▶ [Directive]
Exactly repeat the material, dropping every picture from the copy.

▶ [Stored data]
=======
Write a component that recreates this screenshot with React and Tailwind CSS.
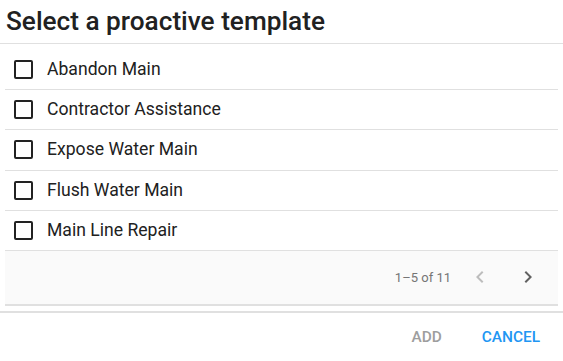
import React from "react";

const templates = [
  "Abandon Main",
  "Contractor Assistance",
  "Expose Water Main",
  "Flush Water Main",
  "Main Line Repair",
];

const Chevron = ({ dir, color }) => (
  <svg width="24" height="24" viewBox="0 0 24 24" fill={color}>
    {dir === "left" ? (
      <path d="M15.41 7.41L14 6l-6 6 6 6 1.41-1.41L10.83 12z" />
    ) : (
      <path d="M8.59 16.59L10 18l6-6-6-6-1.41 1.41L13.17 12z" />
    )}
  </svg>
);

const App = () => {
  return (
    <div
      className="w-[563px] h-[361px] bg-white text-[#212121] overflow-hidden"
      style={{ fontFamily: "Roboto, 'Liberation Sans', sans-serif" }}
    >
      <div className="h-[44px] flex items-center px-[6px] border-b border-[#e0e0e0]">
        <h1 className="text-[26.2px] font-medium leading-[32px] -mt-[2px]">
          Select a proactive template
        </h1>
      </div>

      <div className="mx-[5px] pt-[6px]">
        {templates.map((t) => (
          <div
            key={t}
            className="h-[40.2px] flex items-center pl-[9px] border-b border-[#e0e0e0]"
          >
            <span className="w-[19px] h-[19px] border-2 border-[#222] rounded-[2px] shrink-0" />
            <span className="ml-[14px] text-[17.6px] leading-5 -mt-[1px]">{t}</span>
          </div>
        ))}

        <div className="h-[55px] bg-[#fafafa] border-b-2 border-[#e0e0e0] flex items-center justify-end pr-[18px]">
          <span className="text-[13px] text-[#757575] mr-[17px]">1–5 of 11</span>
          <button className="w-[24px] h-[24px] mr-[24px]">
            <Chevron dir="left" color="#bdbdbd" />
          </button>
          <button className="w-[24px] h-[24px]">
            <Chevron dir="right" color="#616161" />
          </button>
        </div>
      </div>

      <div className="mt-[5px] border-t-2 border-[#e0e0e0] flex justify-end items-center h-[52px] pr-[13px] gap-[16px]">
        <button className="px-[14px] h-[36px] text-[15.4px] font-medium text-[#9e9e9e] uppercase">
          Add
        </button>
        <button className="px-[10px] h-[36px] text-[15.4px] font-medium text-[#2196f3] uppercase">
          Cancel
        </button>
      </div>
    </div>
  );
};

export default App;
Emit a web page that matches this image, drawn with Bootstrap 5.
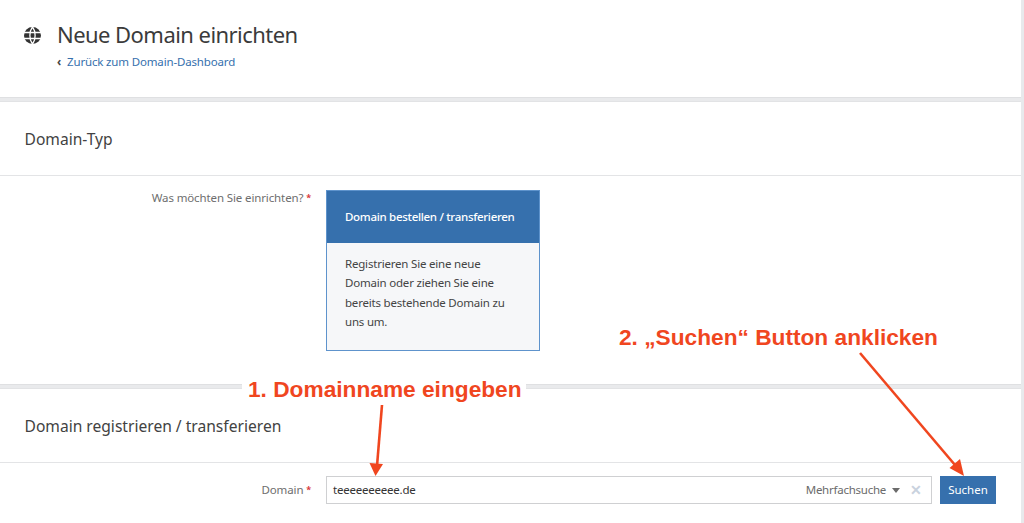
<!DOCTYPE html>
<html lang="de">
<head>
<meta charset="utf-8">
<title>Neue Domain einrichten</title>
<link href="https://cdn.jsdelivr.net/npm/bootstrap@5.3.0/dist/css/bootstrap.min.css" rel="stylesheet">
<style>
html,body{height:523px;overflow:hidden}
body{background:#fff;font-family:"Noto Sans","Liberation Sans",sans-serif;color:#3d3d3d;font-size:11.5px}
.pageframe{position:relative;height:523px;overflow:hidden;border-right:3px solid #e8e9ec}
.panelhead{height:97px;padding:20px 0 0 24px;gap:16px}
.globeicon{width:17px;height:17px;margin-top:7px;flex:none}
.pagetitle{font-size:22px;letter-spacing:-.55px;line-height:28px;font-weight:400;margin:0;color:#3b3b3b}
.backlink{font-size:11.5px;letter-spacing:-.16px;line-height:16px;color:#3670ad;text-decoration:none;display:block;margin-top:6px}
.backchev{color:#444;margin-right:6px;font-weight:700}
.sepband{height:5px;background:#e9eaec;border-top:1px solid #dfe0e2;border-bottom:1px solid #e2e3e5}
.sectitle{font-size:15.6px;line-height:20px;font-weight:400;margin:0;color:#424242;padding:0 24.5px;border-bottom:1px solid #e3e4e6;display:flex;align-items:center}
.h74{height:74px}
.typebody{height:208px;padding-top:14px}
.fieldlabel{width:311px;text-align:right;color:#6e6e6e;flex:none;margin-right:15px;line-height:16px;letter-spacing:-.12px}
.req{color:#d9383a;font-weight:700;font-size:9px;vertical-align:1px}
.typecard{width:214px;height:161px;border:1px solid #5e93cc;background:#f6f7f9}
.typecardhead{height:52px;background:#3670ad;color:#fff;font-size:11.5px;font-weight:500;letter-spacing:-.3px;padding-left:18px;display:flex;align-items:center}
.typecardbody{padding:11px 18px;line-height:19.3px;font-size:11.5px;letter-spacing:-.2px;color:#444}
.searchrow{padding-top:13px}
.domainlabel{line-height:28px}
.searchbox{width:606px;height:28px;border:1px solid #cfd0d2;padding:0 9px 0 6px;line-height:26px;color:#333;flex:none;letter-spacing:-.22px}
.multi{color:#6b6b6b;font-size:11.5px;letter-spacing:-.25px}
.caretmark{width:0;height:0;border-left:4.5px solid transparent;border-right:4.5px solid transparent;border-top:5px solid #6b6b6b;margin:0 10px 0 6px}
.clearmark{color:#c9d2de;font-size:14px;font-weight:700;line-height:1;letter-spacing:0}
.searchbtn{width:56px;height:28px;margin-left:8px;background:#3670ad;border:0;border-radius:0;color:#fff;font-size:11.5px;padding:0}
.note{position:absolute;font-family:"Liberation Sans",Arial,sans-serif;font-weight:700;font-size:22.7px;line-height:26px;color:#f0461f;white-space:nowrap;background:#fff}
.note1{left:242px;top:376px;padding:0 4px 0 6px}
.note2{left:619px;top:324px}
.arrows{position:absolute;left:0;top:0;width:1024px;height:523px;pointer-events:none}
</style>
</head>
<body>
<div class="pageframe">
  <header class="panelhead d-flex">
    <svg class="globeicon" viewBox="0 0 17 17" aria-hidden="true">
      <circle cx="8.5" cy="8.5" r="8.5" fill="#333"/>
      <path d="M0 5.5H17M0 11.5H17M8.5 0C5 4 5 13 8.5 17M8.5 0C12 4 12 13 8.5 17" fill="none" stroke="#fff" stroke-width="1.3"/>
    </svg>
    <div>
      <h1 class="pagetitle">Neue Domain einrichten</h1>
      <a class="backlink" href="#"><span class="backchev">‹</span>Zurück zum Domain-Dashboard</a>
    </div>
  </header>
  <div class="sepband"></div>
  <section>
    <h2 class="sectitle h74">Domain-Typ</h2>
    <div class="typebody d-flex">
      <div class="fieldlabel">Was möchten Sie einrichten? <span class="req">*</span></div>
      <div class="typecard">
        <div class="typecardhead">Domain bestellen / transferieren</div>
        <div class="typecardbody">Registrieren Sie eine neue Domain oder ziehen Sie eine bereits bestehende Domain zu uns um.</div>
      </div>
    </div>
  </section>
  <div class="sepband"></div>
  <section>
    <h2 class="sectitle h74">Domain registrieren / transferieren</h2>
    <div class="searchrow d-flex">
      <div class="fieldlabel domainlabel">Domain <span class="req">*</span></div>
      <div class="searchbox d-flex align-items-center">
        <span class="flex-grow-1">teeeeeeeeee.de</span>
        <span class="multi">Mehrfachsuche</span>
        <span class="caretmark"></span>
        <span class="clearmark">✕</span>
      </div>
      <button class="btn searchbtn" type="button">Suchen</button>
    </div>
  </section>
  <div class="note note1">1. Domainname eingeben</div>
  <div class="note note2">2. „Suchen“ Button anklicken</div>
  <svg class="arrows" viewBox="0 0 1024 523" aria-hidden="true">
    <g stroke="#f0461f" stroke-width="2.6" fill="#f0461f">
      <path d="M382 405L377 466" fill="none"/>
      <path d="M375.5 476L369.5 463L383 464Z" stroke-width="0"/>
      <path d="M860 353L955 465" fill="none"/>
      <path d="M964 476L949.5 468L960 459Z" stroke-width="0"/>
    </g>
  </svg>
</div>
</body>
</html>
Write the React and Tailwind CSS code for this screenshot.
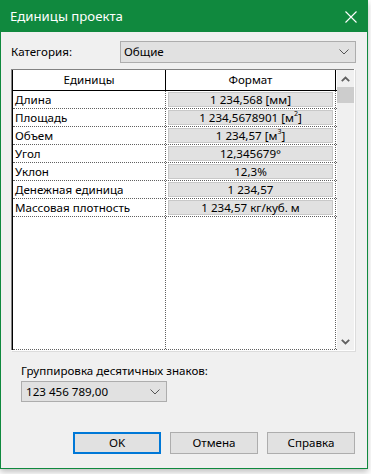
=======
▶ [Correct output]
Write a component that recreates this screenshot with React and Tailwind CSS.
import React from "react";

const templates = [
  "Abandon Main",
  "Contractor Assistance",
  "Expose Water Main",
  "Flush Water Main",
  "Main Line Repair",
];

const Chevron = ({ dir, color }) => (
  <svg width="24" height="24" viewBox="0 0 24 24" fill={color}>
    {dir === "left" ? (
      <path d="M15.41 7.41L14 6l-6 6 6 6 1.41-1.41L10.83 12z" />
    ) : (
      <path d="M8.59 16.59L10 18l6-6-6-6-1.41 1.41L13.17 12z" />
    )}
  </svg>
);

const App = () => {
  return (
    <div
      className="w-[563px] h-[361px] bg-white text-[#212121] overflow-hidden"
      style={{ fontFamily: "Roboto, 'Liberation Sans', sans-serif" }}
    >
      <div className="h-[44px] flex items-center px-[6px] border-b border-[#e0e0e0]">
        <h1 className="text-[26.2px] font-medium leading-[32px] -mt-[2px]">
          Select a proactive template
        </h1>
      </div>

      <div className="mx-[5px] pt-[6px]">
        {templates.map((t) => (
          <div
            key={t}
            className="h-[40.2px] flex items-center pl-[9px] border-b border-[#e0e0e0]"
          >
            <span className="w-[19px] h-[19px] border-2 border-[#222] rounded-[2px] shrink-0" />
            <span className="ml-[14px] text-[17.6px] leading-5 -mt-[1px]">{t}</span>
          </div>
        ))}

        <div className="h-[55px] bg-[#fafafa] border-b-2 border-[#e0e0e0] flex items-center justify-end pr-[18px]">
          <span className="text-[13px] text-[#757575] mr-[17px]">1–5 of 11</span>
          <button className="w-[24px] h-[24px] mr-[24px]">
            <Chevron dir="left" color="#bdbdbd" />
          </button>
          <button className="w-[24px] h-[24px]">
            <Chevron dir="right" color="#616161" />
          </button>
        </div>
      </div>

      <div className="mt-[5px] border-t-2 border-[#e0e0e0] flex justify-end items-center h-[52px] pr-[13px] gap-[16px]">
        <button className="px-[14px] h-[36px] text-[15.4px] font-medium text-[#9e9e9e] uppercase">
          Add
        </button>
        <button className="px-[10px] h-[36px] text-[15.4px] font-medium text-[#2196f3] uppercase">
          Cancel
        </button>
      </div>
    </div>
  );
};

export default App;
Emit a web page that matches this image, drawn with Bootstrap 5.
<!DOCTYPE html>
<html lang="de">
<head>
<meta charset="utf-8">
<title>Neue Domain einrichten</title>
<link href="https://cdn.jsdelivr.net/npm/bootstrap@5.3.0/dist/css/bootstrap.min.css" rel="stylesheet">
<style>
html,body{height:523px;overflow:hidden}
body{background:#fff;font-family:"Noto Sans","Liberation Sans",sans-serif;color:#3d3d3d;font-size:11.5px}
.pageframe{position:relative;height:523px;overflow:hidden;border-right:3px solid #e8e9ec}
.panelhead{height:97px;padding:20px 0 0 24px;gap:16px}
.globeicon{width:17px;height:17px;margin-top:7px;flex:none}
.pagetitle{font-size:22px;letter-spacing:-.55px;line-height:28px;font-weight:400;margin:0;color:#3b3b3b}
.backlink{font-size:11.5px;letter-spacing:-.16px;line-height:16px;color:#3670ad;text-decoration:none;display:block;margin-top:6px}
.backchev{color:#444;margin-right:6px;font-weight:700}
.sepband{height:5px;background:#e9eaec;border-top:1px solid #dfe0e2;border-bottom:1px solid #e2e3e5}
.sectitle{font-size:15.6px;line-height:20px;font-weight:400;margin:0;color:#424242;padding:0 24.5px;border-bottom:1px solid #e3e4e6;display:flex;align-items:center}
.h74{height:74px}
.typebody{height:208px;padding-top:14px}
.fieldlabel{width:311px;text-align:right;color:#6e6e6e;flex:none;margin-right:15px;line-height:16px;letter-spacing:-.12px}
.req{color:#d9383a;font-weight:700;font-size:9px;vertical-align:1px}
.typecard{width:214px;height:161px;border:1px solid #5e93cc;background:#f6f7f9}
.typecardhead{height:52px;background:#3670ad;color:#fff;font-size:11.5px;font-weight:500;letter-spacing:-.3px;padding-left:18px;display:flex;align-items:center}
.typecardbody{padding:11px 18px;line-height:19.3px;font-size:11.5px;letter-spacing:-.2px;color:#444}
.searchrow{padding-top:13px}
.domainlabel{line-height:28px}
.searchbox{width:606px;height:28px;border:1px solid #cfd0d2;padding:0 9px 0 6px;line-height:26px;color:#333;flex:none;letter-spacing:-.22px}
.multi{color:#6b6b6b;font-size:11.5px;letter-spacing:-.25px}
.caretmark{width:0;height:0;border-left:4.5px solid transparent;border-right:4.5px solid transparent;border-top:5px solid #6b6b6b;margin:0 10px 0 6px}
.clearmark{color:#c9d2de;font-size:14px;font-weight:700;line-height:1;letter-spacing:0}
.searchbtn{width:56px;height:28px;margin-left:8px;background:#3670ad;border:0;border-radius:0;color:#fff;font-size:11.5px;padding:0}
.note{position:absolute;font-family:"Liberation Sans",Arial,sans-serif;font-weight:700;font-size:22.7px;line-height:26px;color:#f0461f;white-space:nowrap;background:#fff}
.note1{left:242px;top:376px;padding:0 4px 0 6px}
.note2{left:619px;top:324px}
.arrows{position:absolute;left:0;top:0;width:1024px;height:523px;pointer-events:none}
</style>
</head>
<body>
<div class="pageframe">
  <header class="panelhead d-flex">
    <svg class="globeicon" viewBox="0 0 17 17" aria-hidden="true">
      <circle cx="8.5" cy="8.5" r="8.5" fill="#333"/>
      <path d="M0 5.5H17M0 11.5H17M8.5 0C5 4 5 13 8.5 17M8.5 0C12 4 12 13 8.5 17" fill="none" stroke="#fff" stroke-width="1.3"/>
    </svg>
    <div>
      <h1 class="pagetitle">Neue Domain einrichten</h1>
      <a class="backlink" href="#"><span class="backchev">‹</span>Zurück zum Domain-Dashboard</a>
    </div>
  </header>
  <div class="sepband"></div>
  <section>
    <h2 class="sectitle h74">Domain-Typ</h2>
    <div class="typebody d-flex">
      <div class="fieldlabel">Was möchten Sie einrichten? <span class="req">*</span></div>
      <div class="typecard">
        <div class="typecardhead">Domain bestellen / transferieren</div>
        <div class="typecardbody">Registrieren Sie eine neue Domain oder ziehen Sie eine bereits bestehende Domain zu uns um.</div>
      </div>
    </div>
  </section>
  <div class="sepband"></div>
  <section>
    <h2 class="sectitle h74">Domain registrieren / transferieren</h2>
    <div class="searchrow d-flex">
      <div class="fieldlabel domainlabel">Domain <span class="req">*</span></div>
      <div class="searchbox d-flex align-items-center">
        <span class="flex-grow-1">teeeeeeeeee.de</span>
        <span class="multi">Mehrfachsuche</span>
        <span class="caretmark"></span>
        <span class="clearmark">✕</span>
      </div>
      <button class="btn searchbtn" type="button">Suchen</button>
    </div>
  </section>
  <div class="note note1">1. Domainname eingeben</div>
  <div class="note note2">2. „Suchen“ Button anklicken</div>
  <svg class="arrows" viewBox="0 0 1024 523" aria-hidden="true">
    <g stroke="#f0461f" stroke-width="2.6" fill="#f0461f">
      <path d="M382 405L377 466" fill="none"/>
      <path d="M375.5 476L369.5 463L383 464Z" stroke-width="0"/>
      <path d="M860 353L955 465" fill="none"/>
      <path d="M964 476L949.5 468L960 459Z" stroke-width="0"/>
    </g>
  </svg>
</div>
</body>
</html>
Write the React and Tailwind CSS code for this screenshot.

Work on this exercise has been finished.